Tip 4: Validate Results with Multiple Methods

Cross-verifying your results using different methods can help identify errors and increase confidence in your calculations. Common validation techniques include:

  • Per-Unit vs. Actual Values: Perform calculations in both per-unit and actual values to ensure consistency.
  • Hand Calculations: For simple systems, perform manual calculations to verify the results obtained from the calculator or software.
  • Software Comparison: Use multiple software tools (e.g., ETAP, SKM, or DIgSILENT) to compare results. While minor differences may exist due to different algorithms or assumptions, significant discrepancies may indicate errors.
  • Field Measurements: For existing systems, compare calculated fault levels with actual measurements obtained from primary current injection tests or secondary injection tests on protective relays.

Best Practice: Document all validation steps and investigate any significant discrepancies between methods.

Tip 5: Understand the Limitations of Simplified Calculations

While simplified calculations (like those performed by this calculator) are valuable for preliminary analysis and quick estimates, they have limitations that must be recognized:

  • Assumption of Balanced Systems: Simplified calculations assume a balanced three-phase system. In reality, unbalanced conditions (e.g., open phases or unbalanced loads) can affect fault levels.
  • Static Impedances: The calculator uses static impedance values, but in reality, impedances can vary with time (e.g., due to saturation effects in transformers or the dynamic response of generators).
  • DC Offset: Simplified calculations provide the symmetrical RMS fault current but do not account for the DC offset or asymmetry that occurs during the first few cycles of a fault.
  • Arc Resistance: The calculator assumes bolted faults (zero fault impedance). In practice, fault impedance (e.g., due to arcing) can reduce the fault current.

Best Practice: For critical applications, supplement simplified calculations with more detailed studies, such as dynamic simulations or electromagnetic transient programs (EMTP), to account for these limitations.

Interactive FAQ

What is the difference between fault level and short-circuit current?

Fault level and short-circuit current are closely related but distinct concepts. Fault level typically refers to the apparent power (in MVA) that a system can deliver under fault conditions, while short-circuit current refers to the actual current (in kA) that flows during a fault. The two are related by the system voltage: Fault Level (MVA) = √3 × V (kV) × I (kA). Fault level is often used for equipment rating purposes, while short-circuit current is more commonly used in protection coordination studies.

How does the X/R ratio affect circuit breaker selection?

The X/R ratio influences the asymmetry of the fault current and the DC component offset.
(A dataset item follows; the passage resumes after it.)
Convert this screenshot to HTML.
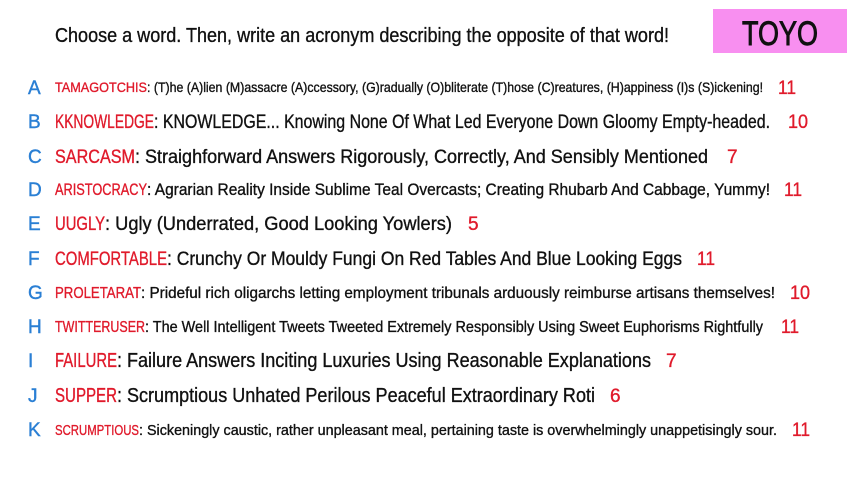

Circuit breakers must be capable of interrupting both the symmetrical (AC) and asymmetrical (AC + DC) components of the fault current. Higher X/R ratios result in more asymmetric current waveforms, which can increase the interrupting duty on the circuit breaker. Manufacturers typically provide interrupting rating curves as a function of X/R ratio, and breakers must be selected to handle the worst-case asymmetry for the given X/R ratio.

Why is it important to calculate fault levels at multiple points in a system?
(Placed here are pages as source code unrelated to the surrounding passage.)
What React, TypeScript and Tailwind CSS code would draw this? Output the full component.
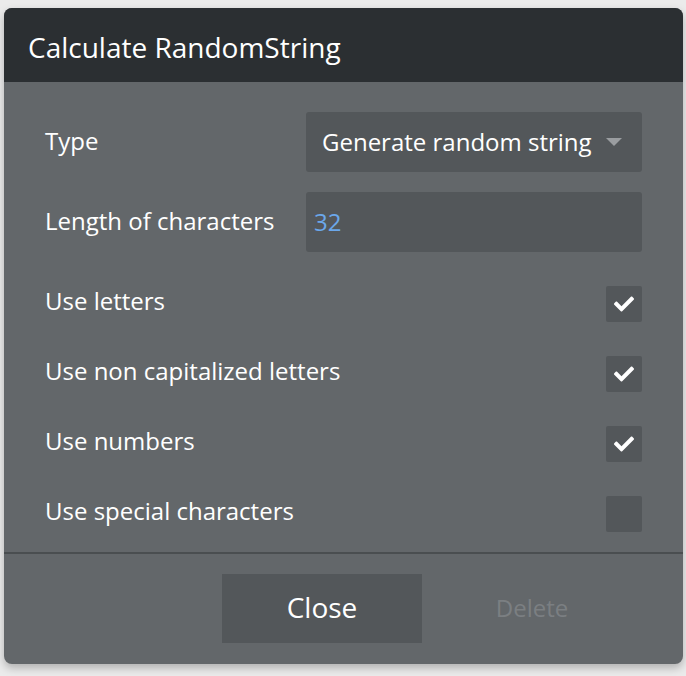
import React from "react";

const rows = [
  { label: "Use letters", checked: true },
  { label: "Use non capitalized letters", checked: true },
  { label: "Use numbers", checked: true },
  { label: "Use special characters", checked: false },
];

function Check() {
  return (
    <svg className="w-[20px] h-[20px]" viewBox="0 0 512 512" fill="white">
      <path d="M173.9 439.4L7.5 273c-10-10-10-26.2 0-36.2l36.2-36.2c10-10 26.2-10 36.2 0L192 312.7 432.1 72.6c10-10 26.2-10 36.2 0l36.2 36.2c10 10 10 26.2 0 36.2L210.1 439.4c-10 10-26.2 10-36.2 0z" />
    </svg>
  );
}

export default function App() {
  return (
    <div
      className="w-[686px] h-[676px] bg-[#ebebeb] pt-[8px] pl-[4px]"
      style={{ fontFamily: "'Open Sans', sans-serif" }}
    >
      <div className="w-[679px] rounded-[8px] overflow-hidden bg-[#63676a] shadow-[0_4px_8px_rgba(0,0,0,0.25)]">
        {/* Header */}
        <div className="h-[74px] bg-[#2b2f32] flex items-center pl-[24px]">
          <span className="text-[28px] text-white leading-none mt-[3px]">Calculate RandomString</span>
        </div>

        {/* Body */}
        <div className="pt-[30px] pb-[20px] pl-[41px] pr-[41px]">
          <div className="flex items-center justify-between h-[60px]">
            <span className="text-[24px] text-white leading-none -mt-[2px]">Type</span>
            <div className="w-[336px] h-[60px] bg-[#53575a] rounded-[3px] flex items-center justify-between pl-[16px] pr-[20px]">
              <span className="text-[24px] text-white leading-none">Generate random string</span>
              <svg className="w-[16px] h-[8px]" viewBox="0 0 16 8" fill="#9a9da0">
                <path d="M0 0h16L8 8z" />
              </svg>
            </div>
          </div>
          <div className="flex items-center justify-between h-[60px] mt-[20px]">
            <span className="text-[24px] text-white leading-none -mt-[3px]">Length of characters</span>
            <div className="w-[336px] h-[60px] bg-[#53575a] rounded-[3px] flex items-center pl-[8px]">
              <span className="text-[24px] text-[#6ba7ea] leading-none -mt-[1px]">32</span>
            </div>
          </div>
          <div className="flex flex-col gap-[34px] mt-[34px]">
            {rows.map((r) => (
              <div key={r.label} className="flex items-center justify-between h-[36px]">
                <span className="text-[24px] text-white leading-none -mt-[6px]">{r.label}</span>
                <div className="w-[36px] h-[36px] bg-[#53575a] rounded-[2px] flex items-center justify-center">
                  {r.checked && <Check />}
                </div>
              </div>
            ))}
          </div>
        </div>

        {/* Footer */}
        <div className="border-t-2 border-[#4a4e50] h-[112px] flex items-start pt-[20px] pl-[218px]">
          <button className="w-[200px] h-[69px] bg-[#53575a] text-white text-[28px] leading-none flex items-center justify-center">
            <span className="-mt-[3px]">Close</span>
          </button>
          <button className="w-[220px] h-[69px] text-[#7b7f82] text-[24px] leading-none flex items-center justify-center">
            <span className="-mt-[2px]">Delete</span>
          </button>
        </div>
      </div>
    </div>
  );
}
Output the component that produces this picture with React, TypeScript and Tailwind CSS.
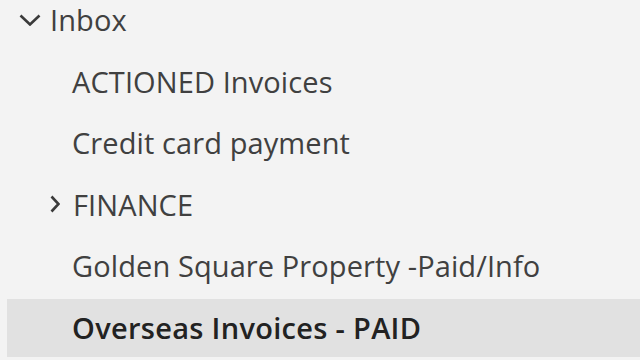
import React from 'react';

interface FolderRowProps {
    label: string;
    indent: number;
    chevron?: 'down' | 'right';
    selected?: boolean;
}

function ChevronDown() {
    return (
        <svg width="22" height="12" viewBox="0 0 22 12" className="shrink-0">
            <path d="M1.5 1.5 L11 10.5 L20.5 1.5" fill="none" stroke="#3a3a3a" strokeWidth="2.6" />
        </svg>
    );
}

function ChevronRight() {
    return (
        <svg width="10" height="18" viewBox="0 0 10 18" className="shrink-0">
            <path d="M1.5 1.5 L8.5 9 L1.5 16.5" fill="none" stroke="#3a3a3a" strokeWidth="2.6" />
        </svg>
    );
}

function FolderRow({ label, indent, chevron, selected }: FolderRowProps) {
    return (
        <div className="h-[61.6px] flex flex-col justify-end">
            <div
                className={
                    selected
                        ? 'h-[58px] ml-[7px] bg-[#e1e1e1] flex items-center'
                        : 'h-[58px] ml-[7px] flex items-center'
                }
            >
                <div className="flex items-center" style={{ paddingLeft: indent }}>
                    {chevron === 'down' && (
                        <span className="w-[31px] flex items-center">
                            <ChevronDown />
                        </span>
                    )}
                    {chevron === 'right' && (
                        <span className="w-[23px] flex items-center">
                            <ChevronRight />
                        </span>
                    )}
                    <span
                        className={
                            selected
                                ? 'text-[29px] font-semibold text-[#222] leading-none tracking-[0.3px]'
                                : 'text-[29px] text-[#404040] leading-none tracking-[0.1px]'
                        }
                    >
                        {label}
                    </span>
                </div>
            </div>
        </div>
    );
}

export default function App() {
    return (
        <div
            className="w-[640px] h-[360px] overflow-hidden bg-[#f3f3f3]"
            style={{ fontFamily: '"Open Sans", "Noto Sans", sans-serif' }}
        >
            <div className="-mt-[13px]">
                <FolderRow label="Inbox" indent={12} chevron="down" />
                <FolderRow label="ACTIONED Invoices" indent={65} />
                <FolderRow label="Credit card payment" indent={65} />
                <FolderRow label="FINANCE" indent={43} chevron="right" />
                <FolderRow label="Golden Square Property -Paid/Info" indent={65} />
                <FolderRow label="Overseas Invoices - PAID" indent={65} selected />
            </div>
        </div>
    );
}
Fault levels can vary significantly at different locations within a power system. For example, the fault level at the main substation may be much higher than at a remote distribution panel. Calculating fault levels at multiple points ensures that all equipment—from the main switchgear to the smallest branch circuit breaker—is adequately rated for the fault currents it may experience. This practice is known as a fault level study or short-circuit study and is a fundamental requirement for electrical system design.

Can fault levels change over time in a power system?

Yes, fault levels can change over time due to system modifications, expansions, or changes in operating conditions. For example, adding a new generator or transformer can increase the fault level at nearby locations. Conversely, removing equipment or adding current-limiting reactors can decrease fault levels. Regularly updating fault level studies is essential to ensure that equipment ratings remain adequate as the system evolves. This is particularly important in industrial facilities or utility networks where changes are frequent.

What is the role of current-limiting reactors in fault level management?

Current-limiting reactors are inductive devices installed in series with a circuit to limit the fault current to a desired level. They are commonly used in power systems where the natural fault level exceeds the interrupting rating of existing switchgear or where fault current reduction is needed to protect downstream equipment. Reactors can be air-core (dry-type) or iron-core (oil-immersed) and are typically rated based on their impedance (in ohms or percent) and continuous current rating. While reactors effectively reduce fault levels, they also introduce voltage drop and power loss under normal operating conditions, which must be considered in the system design.

How do I determine the source impedance for my utility connection?

The source impedance for a utility connection is typically provided by the utility company as part of the interconnection agreement or system impact study. If this information is not available, it can sometimes be estimated based on the utility's published fault level at the point of common coupling (PCC). The source impedance (in per-unit) can be approximated as: Zsource-pu = 1 / (Fault LevelMVA / BaseMVA). For example, if the utility provides a fault level of 500 MVA at the PCC and your base MVA is 100, the source impedance would be approximately 0.2 pu (or 20%). Always confirm this value with the utility, as estimates can be inaccurate.

What are the consequences of underestimating fault levels in system design?

Underestimating fault levels can have severe consequences, including equipment failure, system instability, and safety hazards. Circuit breakers or fuses rated below the actual fault level may fail to interrupt the fault current, leading to catastrophic equipment damage or fires. Additionally, underrated equipment may not withstand the mechanical and thermal stresses imposed by high fault currents, resulting in premature failure. In extreme cases, underestimating fault levels can lead to cascading failures, where the failure of one component triggers the failure of others, potentially causing a system-wide blackout. Accurate fault level calculations are therefore essential for safe and reliable system operation.